I am energized by changes to the status quo and challenges to conventional wisdom. This is the most fascinating era I've encountered in 25 years of working in IT. I do see the dark side of the ever-quickening pace of change: frustration. Companies are frustrated by vendors that change their approach almost daily; how can IT plan ahead when that's the case? Vendors are frustrated by the market forces that make such adaptation necessary, and by the lag time between technology changes and the market's understanding of the changes' motives and results. In other words, even when a Sun Microsystems Inc., Microsoft Corp., or Commerce One Inc. can make its internal engineering machinery run faster -- no small feat -- it takes a maddeningly long time before customers grasp the benefits of the effort. So long, in fact, that vendors are forced to kick off a new round of reengineering before they're done teaching the current model to customers.
A brief discussion I had with Commerce One recently brought the issue into sharper focus. The company says it saw the handwriting on the wall a couple of years ago and started re-engineering its composite enterprise apps to be more open and cooperative. But they say that the past two to four months have brought unpredictable, tumultuous change to their space. Quite so; that's been true for all of IT. Six months ago, the priority was on adding Web services interfaces to existing applications, and on selling tools and connectors to make that work easier. Six months ago, we were in the midst of a shift from monolithic computing to a loosely coupled model that emphasized cramming maximum performance into minimum space. Six months ago, it was fashionable to break huge enterprise software stacks into discrete components that could be deployed independently.
The move to graft Web services interfaces onto existing applications grew out of businesses' powerful aversion to "rip and replace" re-engineering. Even a cursory look at Microsoft's .Net framework reveals the incredible attention paid to ensuring smooth interoperability between .Net and applications based on Microsoft's legacy paradigms such as COM and Visual Basic. Even so, the marketing tactic used most effectively against .Net is that its benefits are only obvious when applications are rewritten to use it.
The impact has been profound; .Net has achieved nothing near the success that the technology's cleverness deserves. As a result, Microsoft will have a hard time recovering enormous R&D costs. But just when Redmond was resigning itself to the new market reality, a new "new reality" has emerged. Some customers are telling major software and integration players that rip and replace might not be so bad if two things are true: The customer doesn't have to do the work, and the result is a more dynamic, adaptable solution. If a vendor can prove that replacement nets a quick return and lowers future engineering costs, it might win a sale. That's been Microsoft's message all along, but it has been forced to downplay that strategy because it sounded too much as if the Evil Empire was looking to take over every company's server room. Microsoft backed off its aggressive stance just when some big customers were ready to embrace it.

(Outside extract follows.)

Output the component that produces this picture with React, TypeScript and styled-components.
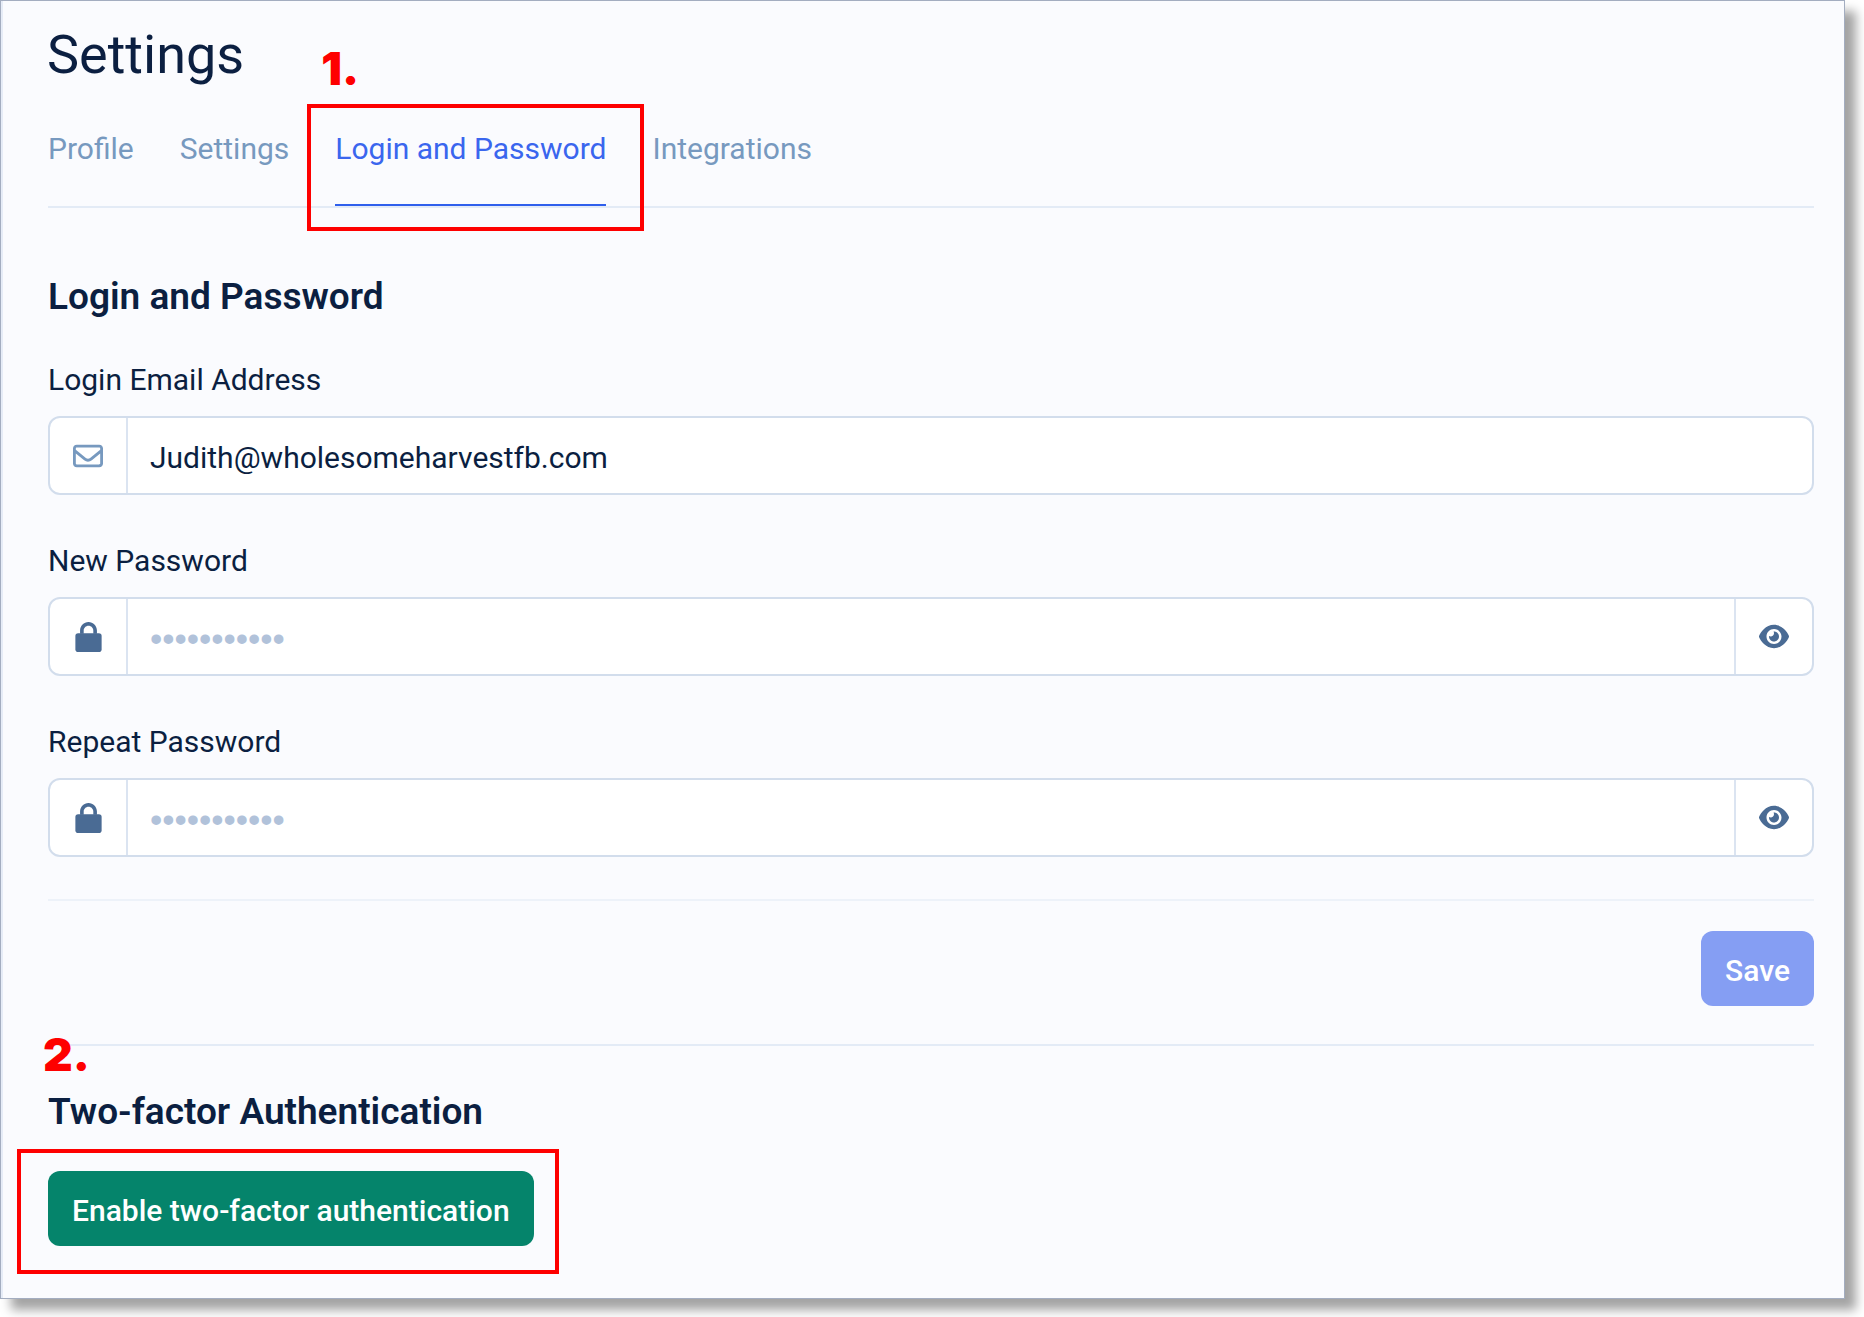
import React from 'react';
import styled, { createGlobalStyle } from 'styled-components';
import { FaRegEnvelope } from 'react-icons/fa6';

const GlobalStyle = createGlobalStyle`
  * { box-sizing: border-box; }
  body {
    margin: 0;
    background: #fff;
    color: #0b1f41;
    font-family: Roboto, "Liberation Sans", sans-serif;
    font-size: 30px;
    line-height: 36px;
  }
  h1, h2, p { margin: 0; }
  button, input { font: inherit; }
`;

const Card = styled.main`
  margin: 0 19px 19px 0;
  padding: 24px 30px 52px 44px;
  border: 1px solid #a3adc0;
  background: #fafbfe;
  box-shadow: inset 2px 0 0 #e6ecf7, 11px 11px 10px rgba(0, 0, 0, 0.36);
`;

const PageTitle = styled.h1`
  padding: 0 2px;
  font-size: 54px;
  line-height: 60px;
  font-weight: 400;
`;

const Tabs = styled.nav`
  display: flex;
  gap: 46px;
  margin-left: 3px;
  padding-top: 46px;
  border-bottom: 2px solid #e3ebf6;
`;

const Tab = styled.a<{ $active?: boolean }>`
  position: relative;
  height: 75px;
  color: ${(p) => (p.$active ? '#3a66ee' : '#7799bf')};
  border-bottom: 2px solid ${(p) => (p.$active ? '#2f5fec' : 'transparent')};
  text-decoration: none;
`;

const Section = styled.section<{ $top: number }>`
  padding: ${(p) => p.$top}px 0 0 3px;
`;

const SectionTitle = styled.h2`
  margin-bottom: 37px;
  font-size: 37px;
  line-height: 44px;
  font-weight: 600;
`;

const Fields = styled.div`
  display: flex;
  flex-direction: column;
  gap: 48px;
  padding: 6px 0 42px;
`;

const Field = styled.div`
  display: flex;
  flex-direction: column;
  gap: 18px;
`;

const InputGroup = styled.div`
  display: flex;
  height: 79px;
  border: 2px solid #d2ddec;
  border-radius: 12px;
  background: #fff;
  overflow: hidden;
`;

const Addon = styled.span<{ $color: string }>`
  display: flex;
  flex: none;
  align-items: center;
  justify-content: center;
  width: 78px;
  border-right: 2px solid #dbe4f1;
  color: ${(p) => p.$color};
`;

const Reveal = styled.button`
  display: flex;
  flex: none;
  align-items: center;
  justify-content: center;
  width: 78px;
  padding: 0;
  border: 0;
  border-left: 2px solid #dbe4f1;
  background: none;
  color: #4a6b94;
`;

const Input = styled.input`
  flex: 1;
  min-width: 0;
  padding: 4px 22px 0;
  border: 0;
  outline: 0;
  background: none;
  color: #0b1f41;
  &[type='password'] { padding-top: 8px; }
  &::placeholder {
    color: #b1c2da;
    opacity: 1;
    font-family: "Liberation Sans", sans-serif;
    font-size: 35px;
  }
`;

const Actions = styled.div`
  display: flex;
  justify-content: flex-end;
  padding: 30px 0 38px;
  border-top: 2px solid #edf2f9;
  border-bottom: 2px solid #e3ebf6;
`;

const Button = styled.button<{ $tone: string }>`
  height: 75px;
  padding: 4px 24px 0;
  border: 0;
  border-radius: 12px;
  background: ${(p) => p.$tone};
  color: #fff;
  font-weight: 500;
`;

const Marked = styled.div`
  position: relative;
  width: fit-content;
`;

const Outline = styled.span<{ $inset: string }>`
  position: absolute;
  inset: ${(p) => p.$inset};
  border: 4px solid #fe0000;
  pointer-events: none;
`;

const Step = styled.span<{ $left: number; $top: number }>`
  position: absolute;
  left: ${(p) => p.$left}px;
  top: ${(p) => p.$top}px;
  color: #fe0000;
  font-family: Inter, sans-serif;
  font-size: 46px;
  line-height: 46px;
  font-weight: 900;
`;

function LockIcon() {
  return (
    <svg width="27" height="30" viewBox="0 0 448 512" fill="currentColor" aria-hidden="true">
      <path d="M80 200V144C80 64.5 144.500 0 224 0s144 64.500 144 144v56h-62V144c0-45-36-82-82-82s-82 37-82 82v56z" />
      <rect y="190" width="448" height="322" rx="48" />
    </svg>
  );
}

function EyeIcon() {
  return (
    <svg width="30" height="27" viewBox="0 0 576 512" fill="currentColor" aria-hidden="true">
      <path d="M279.6 160.4C282.4 160.1 285.2 160 288 160C341 160 384 202.1 384 256C384 309 341 352 288 352C234.1 352 192 309 192 256C192 253.2 192.1 250.4 192.4 247.6C201.7 252.1 212.5 256 224 256C259.3 256 288 227.3 288 192C288 180.5 284.1 169.7 279.6 160.4zM480.6 112.6C527.4 156 558.7 207.1 573.5 243.7C576.8 251.6 576.8 260.4 573.5 268.3C558.7 304 527.4 355.1 480.6 399.4C433.5 443.2 368.8 480 288 480C207.2 480 142.5 443.2 95.42 399.4C48.62 355.1 17.34 304 2.461 268.3C-.8205 260.4-.8205 251.6 2.461 243.7C17.34 207.1 48.62 156 95.42 112.6C142.5 68.84 207.2 32 288 32C368.8 32 433.5 68.84 480.6 112.6V112.6zM288 112C208.5 112 144 176.5 144 256C144 335.5 208.5 400 288 400C367.5 400 432 335.5 432 256C432 176.5 367.5 112 288 112z" />
    </svg>
  );
}

function PasswordField({ id, label }: { id: string; label: string }) {
  return (
    <Field>
      <label htmlFor={id}>{label}</label>
      <InputGroup>
        <Addon $color="#4a6b94"><LockIcon /></Addon>
        <Input id={id} type="password" placeholder="•••••••••••" />
        <Reveal type="button" aria-label={`Show ${label}`}><EyeIcon /></Reveal>
      </InputGroup>
    </Field>
  );
}

export default function App() {
  return (
    <>
      <GlobalStyle />
      <Card>
        <PageTitle>Settings</PageTitle>
        <Tabs>
          <Tab href="#profile">Profile</Tab>
          <Tab href="#settings">Settings</Tab>
          <Tab href="#login" $active>
            Login and Password
            <Outline $inset="-27px -38px -27px -28px" />
            <Step $left={-14} $top={-86}>1.</Step>
          </Tab>
          <Tab href="#integrations">Integrations</Tab>
        </Tabs>
        <Section $top={67}>
          <SectionTitle>Login and Password</SectionTitle>
          <Fields>
            <Field>
              <label htmlFor="email">Login Email Address</label>
              <InputGroup>
                <Addon $color="#7799bf"><FaRegEnvelope size={30} /></Addon>
                <Input id="email" type="email" defaultValue="Judith@wholesomeharvestfb.com" />
              </InputGroup>
            </Field>
            <PasswordField id="new-password" label="New Password" />
            <PasswordField id="repeat-password" label="Repeat Password" />
          </Fields>
          <Actions><Button type="submit" $tone="#859ef3">Save</Button></Actions>
        </Section>
        <Section $top={44}>
          <SectionTitle>Two-factor Authentication</SectionTitle>
          <Marked>
            <Button type="button" $tone="#05846b">Enable two-factor authentication</Button>
            <Outline $inset="-22px -25px -28px -31px" />
            <Step $left={-5} $top={-140}>2.</Step>
          </Marked>
        </Section>
      </Card>
    </>
  );
}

The pendulum swing between centralized and decentralized hardware usually takes years to complete, giving vendors plenty of time to adjust. But this time, the end of the swing was so abrupt that it caught everybody off guard except IBM Corp. Sun Microsystems Inc., Intel Corp., and Hewlett-Packard Co. were looking forward to another full year of brisk sales for low-profile rack mount servers. Advanced Micro Devices Inc. retooled its product schedule to ship its 64-bit server CPU before its desktop and mobile versions, even though the volume of Opteron systems will initially be poor.
Then over the past couple of months, customer requirements started to shift faster than the pendulum's natural pace. Sun's Greg Papadopoulos summed it up in January as the transition from the performance era to the throughput era. The raw computing power of an individual server node is now far less important than the speed and latency of connections between nodes. That's great news for makers of optical networking equipment but lousy news for CPU makers. The megahertz race that has defined the industry for so long has come to an unpredictably abrupt end. Think of what it does to Intel that its low-power mobile Pentium III may be more prized as a server processor than the Xeon.
Faced with the prospect of little light at the end of the budget tunnel, some IT organizations are seeing the value of outsourcing ever-bigger chunks of their operations. Sun embarked on a campaign to bring vendor lock-in to an end, using this rhetoric to target IBM and Microsoft. Sun admits that it, too, was guilty of selling customers into single-brand solutions. The reformed Sun took a bow in January, then strangely took a backward leap in February when Scott McNealy expressed two seemingly discordant ideas: First, that Sun's hardware and software solutions will interoperate with anything, even Windows, and second, that Sun will walk into a company and take over the entire IT operation. Can these approaches coexist? Whether they can is moot -- they'll have to.
Customers no longer speak with one voice, and rare moments of harmony don't last long anymore. One after another, companies are hitting huge strategic decision points that force them to do what they swore they'd never do. As strange as it is to watch and chronicle a vendor's struggle to adjust to rapidly changing conditions, the smartest thing it can do is stay flexible and avoid marrying itself to one approach or message. Until things stabilize (if they ever do), whatever the customer asks for, the answer has to be "yes."